A suite of upgrades including six new electronic speed limit signs are set to improve safety for the Docklands Primary School community, the state government has announced.
The new signs – installed on Footscray Rd and Dudley St between Pearl River Rd and Wurundjeri Way – will flash to remind drivers to slow down to 40km/h when approaching the school zone.
They will operate between periods of drop-off between 8am and 9.30pm, and pick-up between 2.30pm and 4pm. Outside of these times, the signs will display the 60km/h speed limit and will not flash.
New line markings along Footscray Rd will also alert drivers to slow down when approaching the school.
This is in addition to new pedestrian fencing at the intersection of Dudley St, Footscray Rd, Docklands Drive and Harbour Esplanade, creating a barrier between pedestrians and drivers.
In another safety boost, traffic signals at six key intersections near Footscray Rd have been reprogrammed to improve traffic flow and pedestrian crossing times.
The latest upgrades come as Docklands Primary has welcomed several safety improvements since the school opened in 2021 with a major one being a 40km/h speed limit on Footscray Rd – with LED signs still to be installed.
Traffic calming devices, known as speed cushions, were installed this year on Little Docklands Drive, improving safety particularly during peak pick up/drop off times, while a zebra crossing in Anchor Lane was also installed.
Other works finished this year include a 40km/h speed limit in Lt Docklands Drive and St Mangos Lane while two zebra pedestrian crossings are nearing completion in Caravel Lane with some line-marking/signs still to be carried out.
The City of Melbourne said it would continue to work with the Department of Transport and the school “to explore further opportunities to improve safety around the school, including along the shared path”.
While the upgrades are a huge improvement to safety, parents and residents neighbouring Docklands Primary School are still pushing for additional measures as reports of near misses continued to be a cause for concern.
Leading the campaign is Docklands resident Katy Send, who started advocating to improve road safety after her child was nearly hit by a vehicle at the District Docklands pedestrian crossing last year.
She is now a representative of the newly formed Docklands’ Road Safety Group, which recently conducted a road safety survey with residents, the majority based in NewQuay.
Of the 52 submissions received, many reported having witnessed multiple road incidents, with 40 per cent involving children.
The survey, which reached 200 households, also revealed 50 per cent of respondents having seen or being involved in a bicycle-pedestrian incident, while more than a third reported witnessing or being involved in a motor vehicle incident.

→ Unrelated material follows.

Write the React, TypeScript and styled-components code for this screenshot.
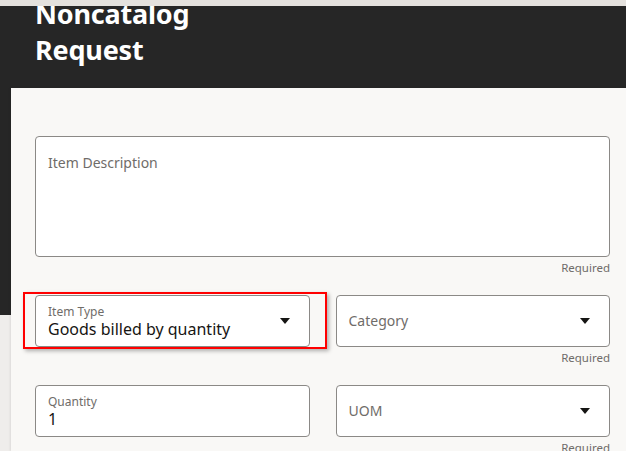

Residents hoped small measures like automating the green pedestrian lights, separating crossing time for pedestrians, and turning vehicles, and more speed bumps would be delivered.
Parent Mary Masters said the school was “so relieved” to have improvements in place “but there is still more work to be done” including addressing ongoing issues with the shared pedestrian and cycle path along Footscray Rd, and how the new Westgate Tunnel Project cycling veloway would start/end just near the primary school.
Leader of the Victorian Greens Samantha Ratnam, who spoke on behalf of Melbourne MP Ellen Sandell, said the Greens had “been working closely with the school and parents to get the safety upgrades urgently needed, and we’ll continue to do so”.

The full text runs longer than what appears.